When asked about his views on abortion, he said “I definitely believe in the woman’s right to choose.” He added that he feels this should also apply in the third trimester. “The mother should take precedence until the baby’s born,” said Horrigan.

He said he agrees with the Judeo-Christian stance that life begins when you take your first breath, and strongly denounced the Supreme Court’s decision to overturn Roe v. Wade.

Climate Change

“Coal and oil and gas were burned even when we humans weren’t around,” Horrigan said, although he emphasized that this was in very small amounts. “We’ve done probably hundreds of thousands of years or more worth of fossil fuel burning than would have happened naturally.”

He believes strongly in switching to renewable energy, and said that oil, gas and coal should be saved for where they are absolutely needed, and not just burned for everyday electricity which could easily be accessed for free through solar and wind power, he said.

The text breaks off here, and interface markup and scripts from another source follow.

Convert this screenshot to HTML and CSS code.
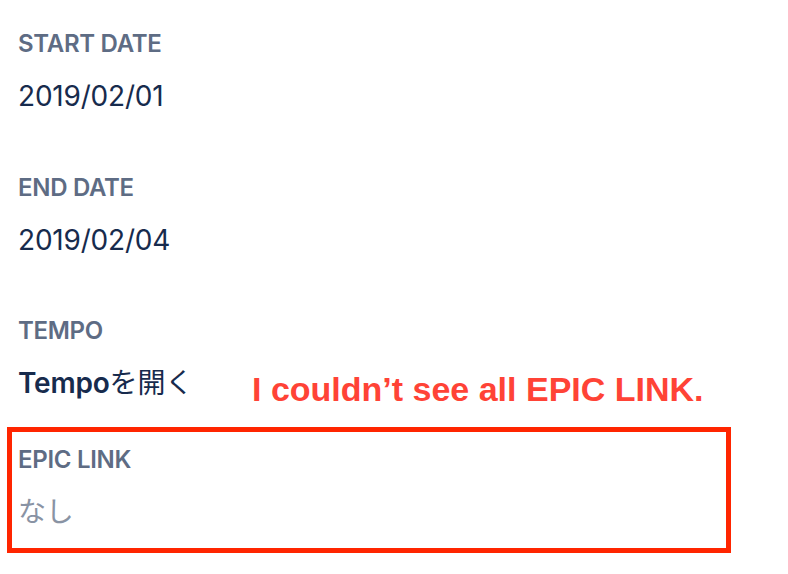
FILE: index.html
```html
<!DOCTYPE html>
<html lang="en">
<head>
  <meta charset="UTF-8">
  <title>Issue fields</title>
  <link rel="stylesheet" href="styles.css">
</head>
<body>

  <div class="fields">
    <div class="field">
      <div class="field-label">START DATE</div>
      <div class="field-value">2019/02/01</div>
    </div>

    <div class="field">
      <div class="field-label">END DATE</div>
      <div class="field-value">2019/02/04</div>
    </div>

    <div class="field short">
      <div class="field-label">TEMPO</div>
      <div class="field-value"><b>Tempo</b>を開く</div>
    </div>

    <div class="field">
      <div class="field-label">EPIC LINK</div>
      <div class="field-value empty">なし</div>
    </div>
  </div>

  <!-- annotation drawn over the screenshot -->
  <div class="note">I couldn’t see all EPIC LINK.</div>
  <div class="highlight"></div>

</body>
</html>
```

FILE: styles.css
```css
* {
  box-sizing: border-box;
}

body {
  margin: 0;
  background: #fff;
  font-family: Inter, "Noto Sans CJK JP", sans-serif;
  position: relative;
  height: 574px;
  overflow: hidden;
}

.fields {
  padding: 28px 0 0 18px;
}

.field {
  height: 143.5px;
}

.field.short {
  height: 129px;
}

.field-label {
  font-size: 24px;
  line-height: 32px;
  font-weight: 600;
  letter-spacing: -0.3px;
  color: #5e6c84;
}

.field-value {
  margin-top: 16px;
  font-size: 28px;
  line-height: 40px;
  letter-spacing: -0.2px;
  color: #172b4d;
}

.field-value b {
  font-weight: 600;
}

.field-value.empty {
  color: #8993a4;
}

.note {
  position: absolute;
  left: 252px;
  top: 367px;
  font-family: "Liberation Sans", Arial, sans-serif;
  font-weight: bold;
  font-size: 34px;
  line-height: 44px;
  color: #ff4336;
}

.highlight {
  position: absolute;
  left: 7px;
  top: 427px;
  width: 724px;
  height: 126px;
  border: 5px solid #ff2500;
}
```
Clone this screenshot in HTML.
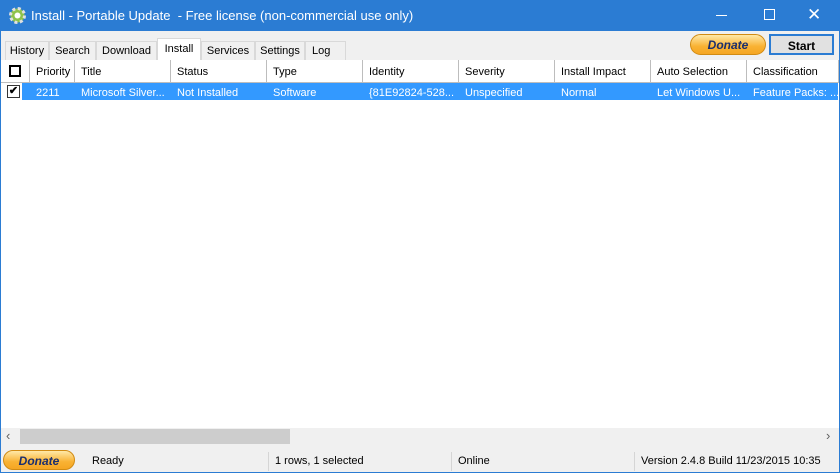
<!DOCTYPE html>
<html><head><style>
*{margin:0;padding:0;box-sizing:border-box}
body{width:840px;height:473px;overflow:hidden;font-family:"Liberation Sans",Arial,sans-serif;font-size:11px;color:#000;background:#2b7cd3;position:relative}
.abs{position:absolute}
#title{left:0;top:0;width:840px;height:31px;background:#2b7cd3;color:#fff;font-size:13px}
#client{left:1px;top:31px;width:838px;height:441px;background:#f0f0f0}
.tab{position:absolute;top:41px;height:19px;border:1px solid #d9d9d9;border-bottom:none;background:#f0f0f0;padding:3px 0 0 0;text-align:center}
.hdr{position:absolute;top:60px;height:23px;background:#fff;border-right:1px solid #bdbdbd;border-bottom:1px solid #bdbdbd;padding:6px 0 0 6px;white-space:nowrap;overflow:hidden}
.cell{position:absolute;top:83px;height:17px;color:#fff;padding:3px 0 0 6px;white-space:nowrap;overflow:hidden}
.sb{position:absolute;top:452px;height:19px;border-left:1px solid #d5d5d5;padding:3px 0 0 6px;font-size:11px}
.donate{background:linear-gradient(#ffe9a8,#f9b233 60%,#f5a623);border:1px solid #d18b13;border-radius:11px;color:#1a2e6e;font-weight:bold;font-style:italic;text-align:center}
</style></head><body>
<div id="title" class="abs">
 <svg class="abs" style="left:9px;top:7px" width="17" height="17" viewBox="0 0 17 17"><circle cx="8.5" cy="8.5" r="7" fill="#8fc34a"/><circle cx="8.5" cy="8.5" r="7" fill="none" stroke="#e0e0e0" stroke-width="3" stroke-dasharray="3 2.5"/><circle cx="8.5" cy="8.5" r="3" fill="#fff"/></svg>
 <div class="abs" style="left:31px;top:8px">Install - Portable Update&nbsp; - Free license (non-commercial use only)</div>
 <div class="abs" style="left:716px;top:15px;width:11px;height:1px;background:#fff"></div>
 <div class="abs" style="left:764px;top:9px;width:11px;height:11px;border:1px solid #fff"></div>
 <div class="abs" style="left:807px;top:5px;font-size:17px">✕</div>
</div>
<div id="client" class="abs"></div>
<div class="tab" style="left:5px;width:44px">History</div>
<div class="tab" style="left:49px;width:47px">Search</div>
<div class="tab" style="left:96px;width:61px">Download</div>
<div class="tab" style="left:157px;width:44px;top:38px;height:22px;background:#fff;padding-top:4px">Install</div>
<div class="tab" style="left:201px;width:54px">Services</div>
<div class="tab" style="left:255px;width:50px">Settings</div>
<div class="tab" style="left:305px;width:41px;text-align:left;padding-left:6px">Log</div>
<div class="abs donate" style="left:690px;top:34px;width:76px;height:21px;font-size:12px;padding-top:3px">Donate</div>
<div class="abs" style="left:769px;top:34px;width:65px;height:21px;background:#e1e1e1;border:2px solid #2b7cd3;font-weight:bold;font-size:12px;text-align:center;padding-top:3px">Start</div>
<div class="abs" style="left:1px;top:60px;width:838px;height:368px;background:#fff"></div>
<div class="hdr" style="left:1px;width:29px"><div style="width:12px;height:12px;border:2px solid #000;margin:0 0 0 2px;position:relative;top:-1px"></div></div>
<div class="hdr" style="left:30px;width:45px">Priority</div>
<div class="hdr" style="left:75px;width:96px">Title</div>
<div class="hdr" style="left:171px;width:96px">Status</div>
<div class="hdr" style="left:267px;width:96px">Type</div>
<div class="hdr" style="left:363px;width:96px">Identity</div>
<div class="hdr" style="left:459px;width:96px">Severity</div>
<div class="hdr" style="left:555px;width:96px">Install Impact</div>
<div class="hdr" style="left:651px;width:96px">Auto Selection</div>
<div class="hdr" style="left:747px;width:92px">Classification</div>
<div class="abs" style="left:22px;top:83px;width:816px;height:17px;background:#3399ff"></div>
<div class="abs" style="left:7px;top:85px;width:13px;height:13px;border:1px solid #333;background:#fff;font-size:11px;line-height:11px;text-align:center;font-weight:bold">✔</div>
<div class="cell" style="left:30px;padding-top:4px">2211</div>
<div class="cell" style="left:75px;padding-top:4px">Microsoft Silver...</div>
<div class="cell" style="left:171px;padding-top:4px">Not Installed</div>
<div class="cell" style="left:267px;padding-top:4px">Software</div>
<div class="cell" style="left:363px;padding-top:4px">{81E92824-528...</div>
<div class="cell" style="left:459px;padding-top:4px">Unspecified</div>
<div class="cell" style="left:555px;padding-top:4px">Normal</div>
<div class="cell" style="left:651px;padding-top:4px">Let Windows U...</div>
<div class="cell" style="left:747px;padding-top:4px">Feature Packs: ...</div>
<div class="abs" style="left:1px;top:428px;width:838px;height:17px;background:#f0f0f0"></div>
<div class="abs" style="left:20px;top:429px;width:270px;height:15px;background:#cdcdcd"></div>
<div class="abs" style="left:6px;top:428px;color:#606060;font-size:13px">‹</div>
<div class="abs" style="left:826px;top:428px;color:#606060;font-size:13px">›</div>
<div class="abs donate" style="left:3px;top:450px;width:72px;height:20px;font-size:12px;padding-top:3px">Donate</div>
<div class="sb" style="left:86px;border:none">Ready</div>
<div class="sb" style="left:268px">1 rows, 1 selected</div>
<div class="sb" style="left:451px">Online</div>
<div class="sb" style="left:634px;white-space:nowrap">Version 2.4.8 Build 11/23/2015 10:35</div>
</body></html>
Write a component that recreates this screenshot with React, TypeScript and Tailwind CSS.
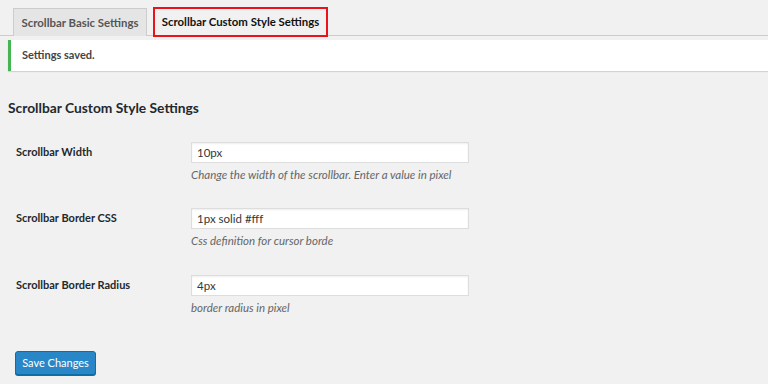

“One legislative thing that’s probably going to come up that I’m strongly in favor of, is expanding offshore winds. Even though it’s a new technology and it’s not necessarily perfect, the wind is essentially a free resource,” Horrigan said. “The cheapest kilowatt hour is the one that you don’t even burn in the first place.”

He added that he recently took a trip to Block Island, off the coast of Rhode Island, to admire their wind turbines. 

“It’s a very powerful new technology which we should develop more,” he said.

In addition to exploring wind and solar powered energy, Horrigan emphasized that pushing for more accessibility of electric vehicles is another advancement that he supports towards combating climate change.

“The internal combustion engine has had a good run. I drive a gas guzzling Volvo myself,” he said. “But I think New Hampshire is way behind the curve in terms of bringing in electrical vehicles.”

Gun Safety

“The Republicans’ idea that everybody should be able to have a gun anywhere is totally absurd,” he said.

He compared gun ownership to that of cars, making the point that cars can be a very dangerous instrument when used incorrectly, much like a gun. But with cars, you have to renew them every five years, have them inspected annually, and there are many restrictions on how and where it can be driven and how it is parked.

“I accept that and I understand why it’s necessary,” he said. But he feels that gun ownership should be held to the same standards. “The idea that just anybody can have a gun and be able to carry it around just anywhere is just total nonsense. No other country on the planet tolerates that sort of thing except for maybe the ones that are in a state of total chaos.”

Horrigan said he plans to co-sponsor a variety of gun safety bills and will continue his membership with Gun Sense Voter, an organization that strives to promote candidates who support gun control laws and a future free of gun violence. Horrigan was endorsed by the organization for this election, along with Loren Selig, Maggie Hassan and Chris Pappas, among others.

 UNH and Education

“I want to help UNH out as much as possible,” he said. He noted that New Hampshire has the lowest level of funding for higher education than any other state. “We could double it and we’d still be behind the 49th state, which is Mississippi,” he said.

With that in mind, Horrigan wants to help foster a thriving university for students and support the campus community.

 On Why Students Should Vote For Him

 “I have a very strong commitment to equal rights for all and to preserving our democracy, which is literally under attack.”

 Horrigan said the Jan. 6. Capitol Riot made him realize just how important his job is and gave him more motivation than ever before. He noted that he has dedicated much of his life to politics and even now, 14 years later, is still learning about the government and wants to keep expanding his knowledge and personal growth as a legislator.

 Horrigan has dedicated the better half of his life to local politics. He’s served as the town vice-chair of the Durham Democratic Committee, the city chair for Lebanon, New Hampshire Democratic Committee, been on the campaign staff for other democratic presidential candidates and volunteered for Democracy for America and MoveOn.org.

 He’s represented his local community for 14 years and is passionate to dedicate the next ten years to doing so.  

For students looking for more information on how to vote in the upcoming election on Nov. 8, 603 Forward offers information on their website. Students can also access more information on how to vote by checking out the University of New Hampshire Voting page.